Monday Hangover:
The Cabin in the Woods
by Marianna Martin and Chris Wisniewski
Finally. Despite a production history that turned into a private horror scenario for cast and crew when the film’s original scheduled release became collateral damage from MGM’s financial meltdown two years ago, Buffy the Vampire Slayer collaborators Drew Goddard and Joss Whedon’s The Cabin in the Woods has reached screens at last, with a Friday-the-13th release date. And it's the smartest horror film to hit the multiplexes in years. Much of Cabin’s delight stems from the many intricate reveals that comprise the narrative’s structure, but the film is far from gimmicky or contrived, relying on the audience’s fluency in the language of horror films to simultaneously revel in and interrogate the established pleasures of the genre. Cult genre auteur Whedon (producer and cowriter) has made clear his disgust with the “torture porn” genre in past comments, and here he ups the ante with sequences offering perhaps the most damning possible indictment of recent horror clichés (how very tedious they can be in their relentless infliction of suffering). Not that Cabin is here either to praise or bury horror, so much as take it apart and see how the moving parts work, cataloging them in the process.

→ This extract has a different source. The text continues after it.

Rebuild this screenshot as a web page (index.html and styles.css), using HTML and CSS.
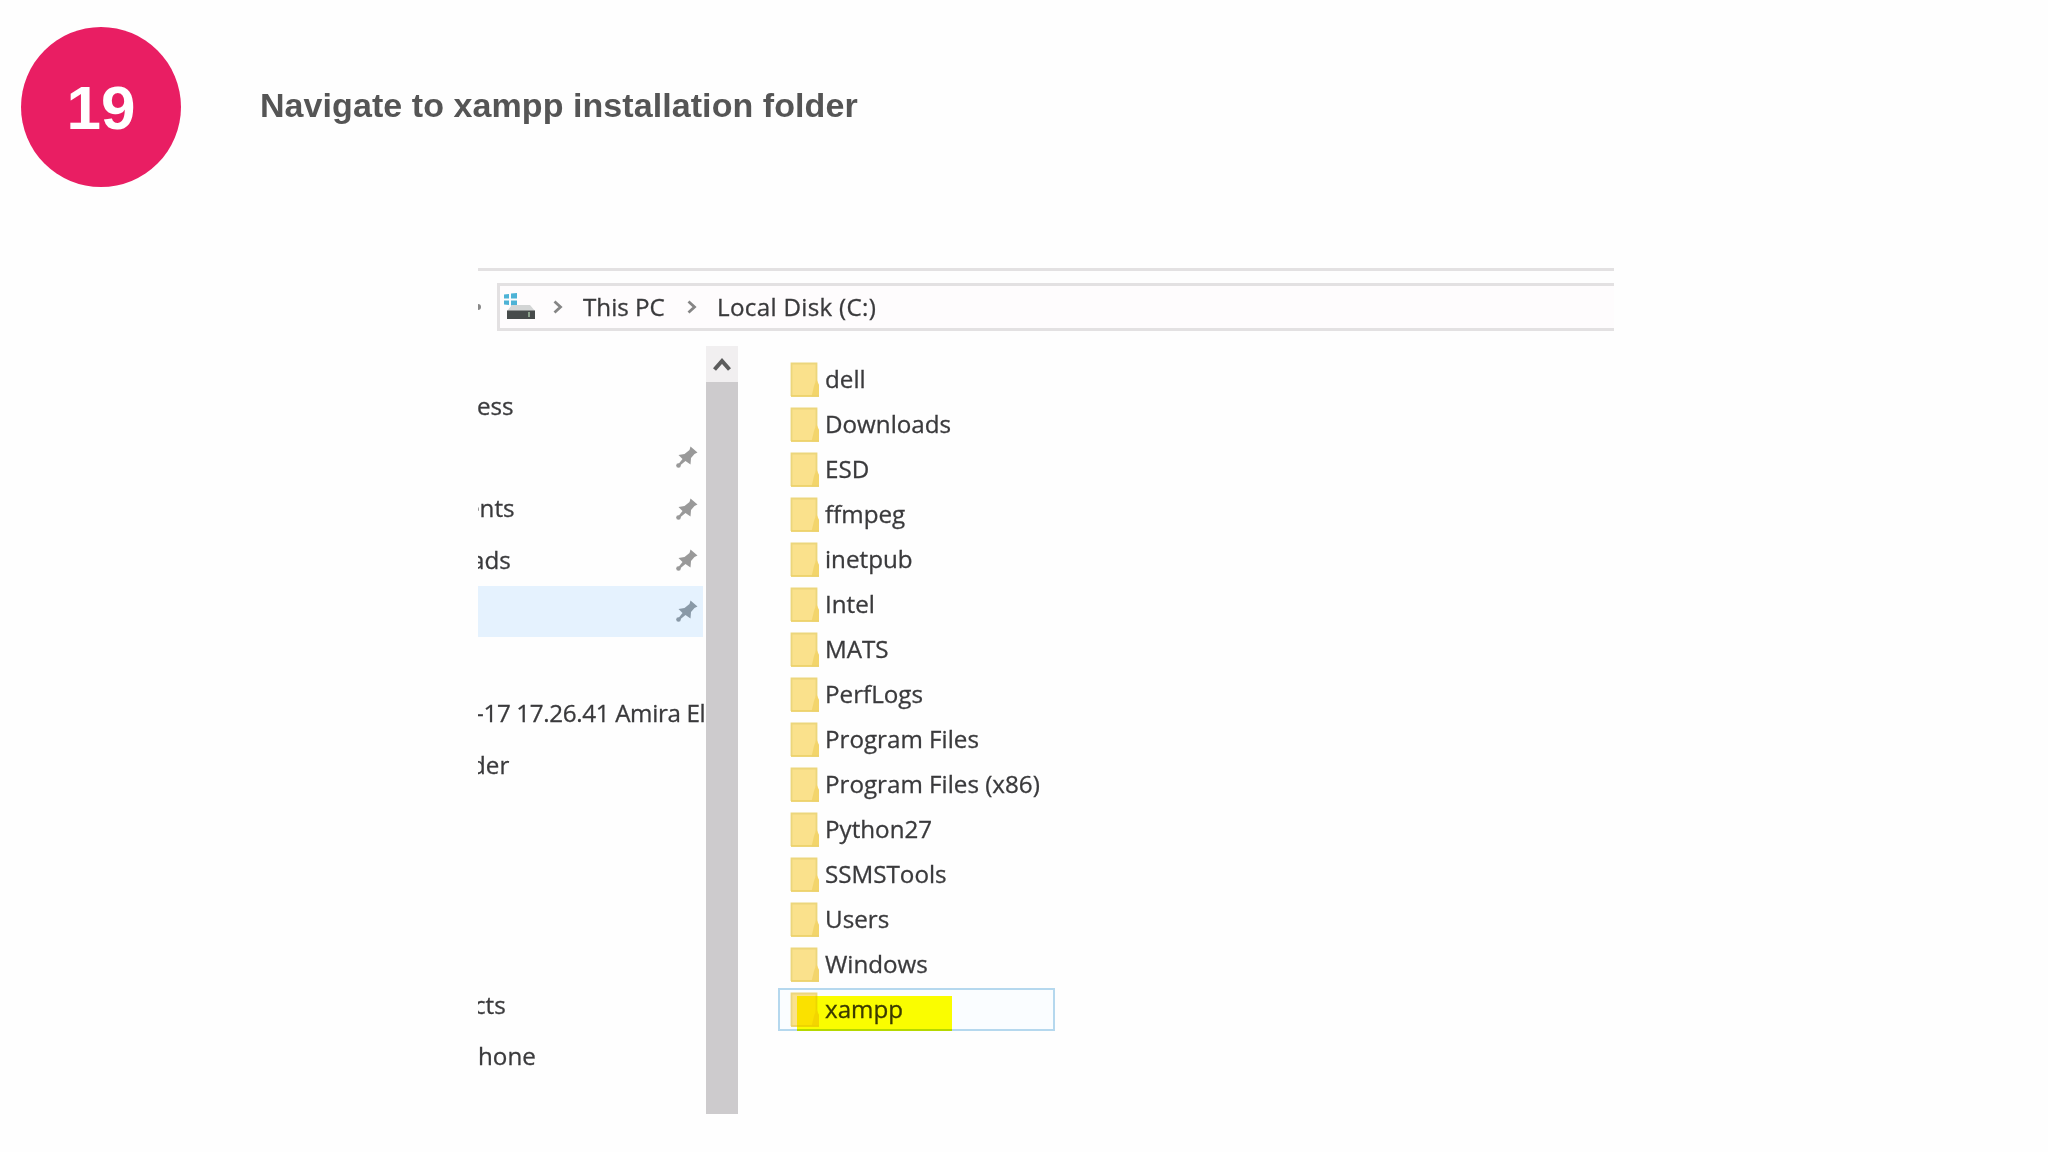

Cabin’s setup is ostensibly familiar: five young friends pile into an RV and head to a remote location for a weekend of debauchery, unsuspecting of the terrible fates that await them there, and then mayhem ensues. The kids make awful decisions likely to get them killed, as is wont to happen in such narratives. But as the loquacious stoner Marty (“Whedonverse” alum Fran Kranz, a standout) soon insists in a moment dismissed by his companions as paranoia, “puppeteers” are at work to send events down an inevitable path out of their control. Uneasy and knowing laughs follow, as we watch them struggle against their generic fates. Whether those “puppeteers” are merely stand-ins for the producers and consumers of most horror flicks, or part of a sinister supernatural conspiracy, or both, and which of the three is the most horrifying option, is left for the audience to debate. —MM
It’s all about the audience, right? In typically Whedonesque wink-nudge ways, Cabin in the Woods is constantly asking us, “Why do you want to watch these pretty young things get dismembered, disemboweled, and generally mutilated?” Anyone familiar with Whedon’s signature achievement, Buffy the Vampire Slayer, already knows he is particularly adept at working within genre and then subverting it to make a political point, while still managing to give his audience what it wants. With Cabin, Whedon and former Buffy writer Goddard have done it again: the movie manages to be moralizing while still being funny (Merman), scary (Merman), and even a little sexy (one-way mirror). They get to have their cake and eat it, too—as do we, by extension.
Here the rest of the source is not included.